Grouped vectorized UDFs: Require materialization per group. These remain “action-like” — when used in group_by().agg(udf(...)), the plan includes the UDF, and Polars will execute it at collect. No change to the lazy model.
Row-wise Python UDFs: Must materialize (Python GIL, row iteration). These are the boundary where we break the lazy chain: collect → pass to Python → build new DataFrame from result.

Edge Cases¶

cache() / persist() — PySpark materializes on first action. We could add DataFrame::cache() which collects and replaces the inner LazyFrame with a trivial scan over the cached PlDataFrame (e.g. df.lazy()).
createOrReplaceTempView — If we store lazy DataFrames in the catalog, sql("SELECT * FROM t") would need to build a plan from t’s LazyFrame. The SQL module already produces Polars operations; we could have it produce/merge LazyFrames instead of collecting. Alternatively, collect on createOrReplaceTempView to keep the current SQL implementation.
isEmpty — Use lf.select([len()]).collect() or lf.slice(0, 1).collect() and check row count to avoid full scan.
tail(n) — Requires total row count. Use lf.tail(n) if Polars supports it lazily, or lf.reverse().head(n).reverse().
describe() / summary() — Full actions; no change.
sample(fraction) — Can use lf.sample_fraction(fraction) (lazy) if Polars supports it.

Migration Strategy¶

Phase 1: Core DataFrame Type¶

Introduce DataFrameInner enum: Eager(Arc<PlDataFrame>) | Lazy(LazyFrame).
Implement collect() as the single place that materializes.
Change transformations to prefer extending LazyFrame when inner is Lazy, and to produce Lazy when possible.
Keep Eager for compatibility during migration (e.g. from_polars).

Phase 2: Data Sources¶

read_csv, read_parquet, read_json return lazy-backed DataFrame.
create_dataframe from rows: build small eager PlDataFrame, then wrap as Lazy via pl_df.lazy().

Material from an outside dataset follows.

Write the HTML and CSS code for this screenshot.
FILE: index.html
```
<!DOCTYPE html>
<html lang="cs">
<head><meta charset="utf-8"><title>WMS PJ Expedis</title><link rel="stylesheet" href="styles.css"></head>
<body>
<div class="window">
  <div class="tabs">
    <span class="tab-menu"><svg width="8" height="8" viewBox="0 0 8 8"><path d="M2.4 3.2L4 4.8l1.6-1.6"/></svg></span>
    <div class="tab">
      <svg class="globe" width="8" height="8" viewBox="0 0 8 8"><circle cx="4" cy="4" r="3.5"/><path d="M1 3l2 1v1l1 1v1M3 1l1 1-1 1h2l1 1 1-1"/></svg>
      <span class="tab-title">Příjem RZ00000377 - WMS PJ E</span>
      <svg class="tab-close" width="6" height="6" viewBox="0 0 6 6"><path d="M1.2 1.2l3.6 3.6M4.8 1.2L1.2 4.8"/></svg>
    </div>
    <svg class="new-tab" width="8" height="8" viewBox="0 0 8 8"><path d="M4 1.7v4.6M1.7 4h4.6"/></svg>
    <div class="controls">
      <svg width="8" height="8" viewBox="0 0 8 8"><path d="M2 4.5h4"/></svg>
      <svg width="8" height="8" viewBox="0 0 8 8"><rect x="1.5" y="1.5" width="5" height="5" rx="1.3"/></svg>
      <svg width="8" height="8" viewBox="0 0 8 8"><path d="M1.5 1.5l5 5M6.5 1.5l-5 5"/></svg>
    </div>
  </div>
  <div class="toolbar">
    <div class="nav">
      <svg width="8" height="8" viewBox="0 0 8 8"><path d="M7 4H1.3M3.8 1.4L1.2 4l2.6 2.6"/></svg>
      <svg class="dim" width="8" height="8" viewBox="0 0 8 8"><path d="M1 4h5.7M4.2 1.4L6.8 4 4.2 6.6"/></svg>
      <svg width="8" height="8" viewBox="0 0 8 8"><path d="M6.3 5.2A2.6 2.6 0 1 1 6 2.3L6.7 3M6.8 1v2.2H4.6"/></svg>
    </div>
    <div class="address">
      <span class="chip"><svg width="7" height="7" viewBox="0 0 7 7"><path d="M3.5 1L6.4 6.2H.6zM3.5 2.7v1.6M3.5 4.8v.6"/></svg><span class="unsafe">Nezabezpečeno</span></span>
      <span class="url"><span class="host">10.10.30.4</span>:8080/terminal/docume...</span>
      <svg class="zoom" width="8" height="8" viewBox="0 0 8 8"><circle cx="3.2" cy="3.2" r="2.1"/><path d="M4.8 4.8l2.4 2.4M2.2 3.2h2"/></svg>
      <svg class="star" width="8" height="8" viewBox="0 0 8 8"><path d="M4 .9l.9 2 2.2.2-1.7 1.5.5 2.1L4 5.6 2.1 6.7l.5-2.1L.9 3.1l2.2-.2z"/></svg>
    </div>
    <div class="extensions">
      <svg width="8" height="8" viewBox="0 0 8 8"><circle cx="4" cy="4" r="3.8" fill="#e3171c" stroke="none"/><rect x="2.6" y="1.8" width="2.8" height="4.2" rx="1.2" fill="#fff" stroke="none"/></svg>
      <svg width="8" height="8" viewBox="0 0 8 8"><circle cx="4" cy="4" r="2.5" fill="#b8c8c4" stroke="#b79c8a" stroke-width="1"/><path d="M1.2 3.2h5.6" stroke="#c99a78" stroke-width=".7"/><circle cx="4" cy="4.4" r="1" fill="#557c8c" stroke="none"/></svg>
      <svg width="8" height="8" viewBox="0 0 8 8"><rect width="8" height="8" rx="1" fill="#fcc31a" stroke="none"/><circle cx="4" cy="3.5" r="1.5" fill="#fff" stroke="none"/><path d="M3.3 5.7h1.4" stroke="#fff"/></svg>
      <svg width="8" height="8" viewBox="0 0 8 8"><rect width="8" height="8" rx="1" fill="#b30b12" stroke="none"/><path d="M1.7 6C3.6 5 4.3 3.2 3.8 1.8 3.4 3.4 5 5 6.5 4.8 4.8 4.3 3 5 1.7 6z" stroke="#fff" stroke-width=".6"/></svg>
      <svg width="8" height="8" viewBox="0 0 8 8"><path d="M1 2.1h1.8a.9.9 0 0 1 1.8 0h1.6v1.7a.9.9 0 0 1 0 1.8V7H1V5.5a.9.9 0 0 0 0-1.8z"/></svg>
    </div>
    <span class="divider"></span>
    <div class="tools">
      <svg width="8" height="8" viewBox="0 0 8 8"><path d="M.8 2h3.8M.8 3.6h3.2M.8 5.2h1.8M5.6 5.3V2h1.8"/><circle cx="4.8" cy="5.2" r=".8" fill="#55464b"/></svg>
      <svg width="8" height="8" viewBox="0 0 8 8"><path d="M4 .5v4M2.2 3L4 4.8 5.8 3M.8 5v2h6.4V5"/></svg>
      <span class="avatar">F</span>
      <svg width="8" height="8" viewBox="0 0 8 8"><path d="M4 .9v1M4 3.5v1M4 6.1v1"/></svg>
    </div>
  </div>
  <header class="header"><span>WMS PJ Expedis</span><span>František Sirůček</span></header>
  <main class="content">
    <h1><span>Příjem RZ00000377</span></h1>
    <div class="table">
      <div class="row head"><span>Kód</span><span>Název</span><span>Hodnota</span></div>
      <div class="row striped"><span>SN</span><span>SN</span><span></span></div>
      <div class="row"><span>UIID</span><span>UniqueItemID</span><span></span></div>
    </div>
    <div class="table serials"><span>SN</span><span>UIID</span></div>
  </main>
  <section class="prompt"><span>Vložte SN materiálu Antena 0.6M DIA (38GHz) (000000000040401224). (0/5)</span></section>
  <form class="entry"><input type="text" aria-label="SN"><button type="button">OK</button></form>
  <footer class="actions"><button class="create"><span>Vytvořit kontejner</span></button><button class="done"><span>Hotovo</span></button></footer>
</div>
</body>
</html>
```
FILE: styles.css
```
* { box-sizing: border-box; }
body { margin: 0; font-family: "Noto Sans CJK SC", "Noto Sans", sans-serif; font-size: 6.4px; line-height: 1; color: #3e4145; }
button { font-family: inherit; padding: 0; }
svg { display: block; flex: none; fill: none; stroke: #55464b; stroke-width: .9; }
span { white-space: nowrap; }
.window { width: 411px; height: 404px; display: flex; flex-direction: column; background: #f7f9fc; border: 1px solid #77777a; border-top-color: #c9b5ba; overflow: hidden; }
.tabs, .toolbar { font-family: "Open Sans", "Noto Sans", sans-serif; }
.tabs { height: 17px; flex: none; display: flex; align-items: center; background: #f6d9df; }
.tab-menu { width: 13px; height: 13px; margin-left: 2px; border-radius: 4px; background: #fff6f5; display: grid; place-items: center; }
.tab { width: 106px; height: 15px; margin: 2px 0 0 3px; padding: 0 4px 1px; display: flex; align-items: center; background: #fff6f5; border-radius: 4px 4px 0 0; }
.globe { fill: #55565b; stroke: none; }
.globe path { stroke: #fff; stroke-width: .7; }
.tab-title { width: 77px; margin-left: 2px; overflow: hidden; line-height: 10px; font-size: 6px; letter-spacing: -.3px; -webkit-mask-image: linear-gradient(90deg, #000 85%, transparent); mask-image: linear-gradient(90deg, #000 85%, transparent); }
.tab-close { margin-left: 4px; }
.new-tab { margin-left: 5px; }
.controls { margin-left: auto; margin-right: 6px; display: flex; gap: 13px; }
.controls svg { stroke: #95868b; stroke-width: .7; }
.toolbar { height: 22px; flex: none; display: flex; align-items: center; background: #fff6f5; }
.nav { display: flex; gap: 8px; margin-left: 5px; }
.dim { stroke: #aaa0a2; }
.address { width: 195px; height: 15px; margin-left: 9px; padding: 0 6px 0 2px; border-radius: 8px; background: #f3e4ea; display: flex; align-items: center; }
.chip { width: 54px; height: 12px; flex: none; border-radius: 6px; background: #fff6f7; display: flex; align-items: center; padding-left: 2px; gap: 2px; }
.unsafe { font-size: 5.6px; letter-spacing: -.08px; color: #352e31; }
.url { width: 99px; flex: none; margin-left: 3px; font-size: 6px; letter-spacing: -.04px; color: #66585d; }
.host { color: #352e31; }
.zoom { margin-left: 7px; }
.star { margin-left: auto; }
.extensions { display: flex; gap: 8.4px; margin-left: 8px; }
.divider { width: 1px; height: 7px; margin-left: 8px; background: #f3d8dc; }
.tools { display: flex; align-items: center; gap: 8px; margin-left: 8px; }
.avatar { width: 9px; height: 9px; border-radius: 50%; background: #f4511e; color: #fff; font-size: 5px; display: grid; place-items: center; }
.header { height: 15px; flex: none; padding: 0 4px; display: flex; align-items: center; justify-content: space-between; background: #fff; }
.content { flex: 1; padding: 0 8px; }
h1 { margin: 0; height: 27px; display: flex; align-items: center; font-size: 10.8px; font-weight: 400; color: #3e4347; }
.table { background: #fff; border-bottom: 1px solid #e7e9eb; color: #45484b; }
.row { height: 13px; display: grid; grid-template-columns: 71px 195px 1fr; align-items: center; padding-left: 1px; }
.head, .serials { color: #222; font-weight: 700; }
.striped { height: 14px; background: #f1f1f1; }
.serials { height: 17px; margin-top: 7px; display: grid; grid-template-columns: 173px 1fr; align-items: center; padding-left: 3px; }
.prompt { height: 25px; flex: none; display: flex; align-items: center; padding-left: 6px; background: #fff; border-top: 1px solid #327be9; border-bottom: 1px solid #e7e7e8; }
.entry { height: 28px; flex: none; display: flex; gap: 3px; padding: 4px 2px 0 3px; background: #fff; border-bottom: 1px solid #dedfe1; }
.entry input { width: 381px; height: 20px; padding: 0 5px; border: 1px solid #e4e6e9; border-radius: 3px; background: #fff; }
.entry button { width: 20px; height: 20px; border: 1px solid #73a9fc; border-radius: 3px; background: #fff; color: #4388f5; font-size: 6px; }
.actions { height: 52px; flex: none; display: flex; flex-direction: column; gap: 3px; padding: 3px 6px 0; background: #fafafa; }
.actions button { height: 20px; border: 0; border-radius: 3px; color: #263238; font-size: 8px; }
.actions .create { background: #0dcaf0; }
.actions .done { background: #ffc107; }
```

Phase 3: All Transformations¶

Ensure every transformation path produces/extends Lazy and never collects except in actions.
Update GroupedData, PivotedGroupedData to work with lazy plans.

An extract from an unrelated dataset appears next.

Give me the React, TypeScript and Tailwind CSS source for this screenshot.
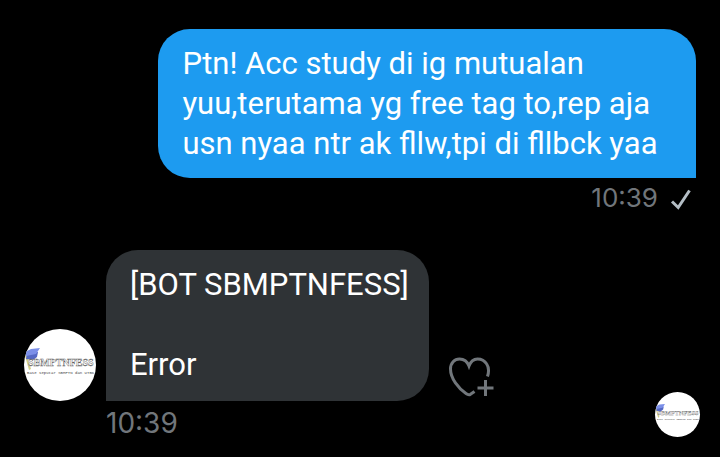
import React from 'react';

type AvatarProps = {
  className: string;
};

// Round account picture, used next to a message and as the read receipt
const Avatar: React.FC<AvatarProps> = ({ className }) => (
  <svg
    viewBox="0 0 72 72"
    className={`shrink-0 rounded-full bg-white ${className}`}
    role="img"
    aria-label="SBMPTNFESS avatar"
  >
    <path d="M1 27l4 14 2-1-4-13z" fill="#d2d08a" />
    <path d="M3 24l11-1-1 5-4 3-7-1z" fill="#5468c4" />
    <path d="M1 23l6-3 9-1-4 6-10 2z" fill="#7b8fe8" />
    <text
      x="4"
      y="37"
      fontFamily="'Liberation Serif', serif"
      fontSize="10"
      fontWeight="700"
      fill="#ffffff"
      stroke="#5c5c5c"
      strokeWidth="0.4"
    >
      SBMPTNFESS
    </text>
    <text x="3" y="45" fontFamily="'Liberation Mono', monospace" fontSize="4" fill="#444444">
      Base seputar SBMPTN dan UTBK
    </text>
  </svg>
);

const SentIcon: React.FC = () => (
  <svg viewBox="0 0 22 22" className="h-[22px] w-[22px]" fill="none" role="img" aria-label="Sent">
    <path d="M2 13.500l6.200 6L19.500 2.500" stroke="#b4bec5" strokeWidth="3" />
  </svg>
);

const HeartPlusIcon: React.FC = () => (
  <svg
    viewBox="0 0 46 40"
    className="h-10 w-[46px]"
    fill="none"
    stroke="#71767b"
    strokeWidth="3"
    aria-hidden="true"
  >
    <path d="M38.500 19.500c1.600-5 1.200-9.500-.8-12.500C35.500 3.500 32 2 28.500 2c-4 0-7 3-8.500 7C18.500 5 15 2 10.500 2 5.500 2 1.500 6 1.500 12c0 9.500 8 19.500 15.500 24.500 1.500 1.100 3 1.500 4.500.8l4-2.800" />
    <path d="M36.500 23v16M28.500 31h16" />
  </svg>
);

const App: React.FC = () => {
  return (
    <main className="min-h-screen bg-black px-6 pt-[29px] pb-3 font-['Roboto',sans-serif] text-white">
      {/* Outgoing message */}
      <section className="flex flex-col items-end">
        <p className="max-w-[80%] rounded-[32px] rounded-br-none bg-[#1d9bf0] px-6 pt-[15px] pb-[14px] text-[31px] leading-10">
          Ptn! Acc study di ig mutualan yuu,terutama yg free tag to,rep aja usn nyaa ntr ak fllw,tpi
          di fllbck yaa
        </p>
        <div className="flex h-10 items-end gap-3 pr-1 pb-2 text-[#71767b]">
          <time className="font-['Inter',sans-serif] text-[26px] leading-6">10:39</time>
          <SentIcon />
        </div>
      </section>

      {/* Incoming message */}
      <section className="-mr-1 mt-8 flex items-end justify-between">
        <div>
          <div className="flex items-end">
            <Avatar className="mr-[10px] h-[72px] w-[72px]" />
            <p className="rounded-[32px] rounded-bl-none bg-[#2f3336] pt-[15px] pr-5 pb-4 pl-6 text-[31px] leading-10 whitespace-pre-line">
              {'[BOT SBMPTNFESS]\n\nError'}
            </p>
            <button type="button" className="mb-1 ml-5" aria-label="Add reaction">
              <HeartPlusIcon />
            </button>
          </div>
          <time className="block pl-[82px] font-['Inter',sans-serif] text-[28px] leading-[44px] text-[#71767b]">
            10:39
          </time>
        </div>
        <Avatar className="mb-2 h-[45px] w-[45px]" />
      </section>
    </main>
  );
};

export default App;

Phase 4: Actions Only Collect¶

Audit all public APIs; ensure only actions call collect().
Add cache() if desired.

Phase 5: Simplify¶

Remove Eager variant if no longer needed, or keep only for from_polars / internal use.
Update docs and run full parity suite.

Testing¶

Parity fixtures — All 200+ fixtures must pass unchanged (same outputs).
New tests — Verify that chained transformations do not collect until an action (e.g. assert no accidental collect in transformation paths).
Benchmarks — Compare before/after for pipelines like read → filter → select → group_by → agg → collect. Expect improvement for large data.

Files to Modify¶

File / Area	Changes
`src/dataframe/mod.rs`	DataFrame struct, inner representation, schema/resolve using collect_schema, actions
`src/dataframe/transformations.rs`	All transformations to extend LazyFrame, remove .collect()
`src/dataframe/aggregations.rs`	GroupedData/PivotedGroupedData to hold LazyGroupBy, return lazy DataFrame
`src/dataframe/joins.rs`	Operate on LazyFrame
`src/dataframe/stats.rs`	DataFrameStat: collect only in corr/cov/describe
`src/session.rs`	read_* return lazy, create_dataframe from lazy, create_dataframe_from_polars → lazy
`src/sql/mod.rs`	Produce lazy DataFrame from query plan
`src/sql/translator.rs`	Build LazyFrame-based plan
`src/delta/mod.rs`	read_delta return lazy
`src/python/dataframe.rs`	Ensure collect/show/write are the only materialization points
`src/python/udf.rs`	UDF paths that need materialization
`src/udfs.rs`	Ensure UDFs integrate with lazy plans (map_batches)

Risks and Mitigations¶

Risk	Mitigation
Schema access becomes slower (collect_schema)	Cache schema; for scans, Polars often infers schema without full read
Breaking changes for from_polars users	`from_polars` stores `pl_df.lazy()`; behavior unchanged for transformations + actions
SQL + lazy views complexity	Option: collect when registering temp view; SQL operates on eager. Revisit in Phase 3
Python compatibility	Ensure .collect(), .show(), .toPandas() are the only materialization points; test Python parity
Polars version drift	Pin to Polars version that supports needed LazyFrame API; document minimum version

Success Criteria¶

All existing parity fixtures pass.
No collect in transformation code paths (only in actions).
Benchmark improvement for multi-step pipelines.
Python API unchanged from user perspective.
Documentation updated to describe lazy execution model.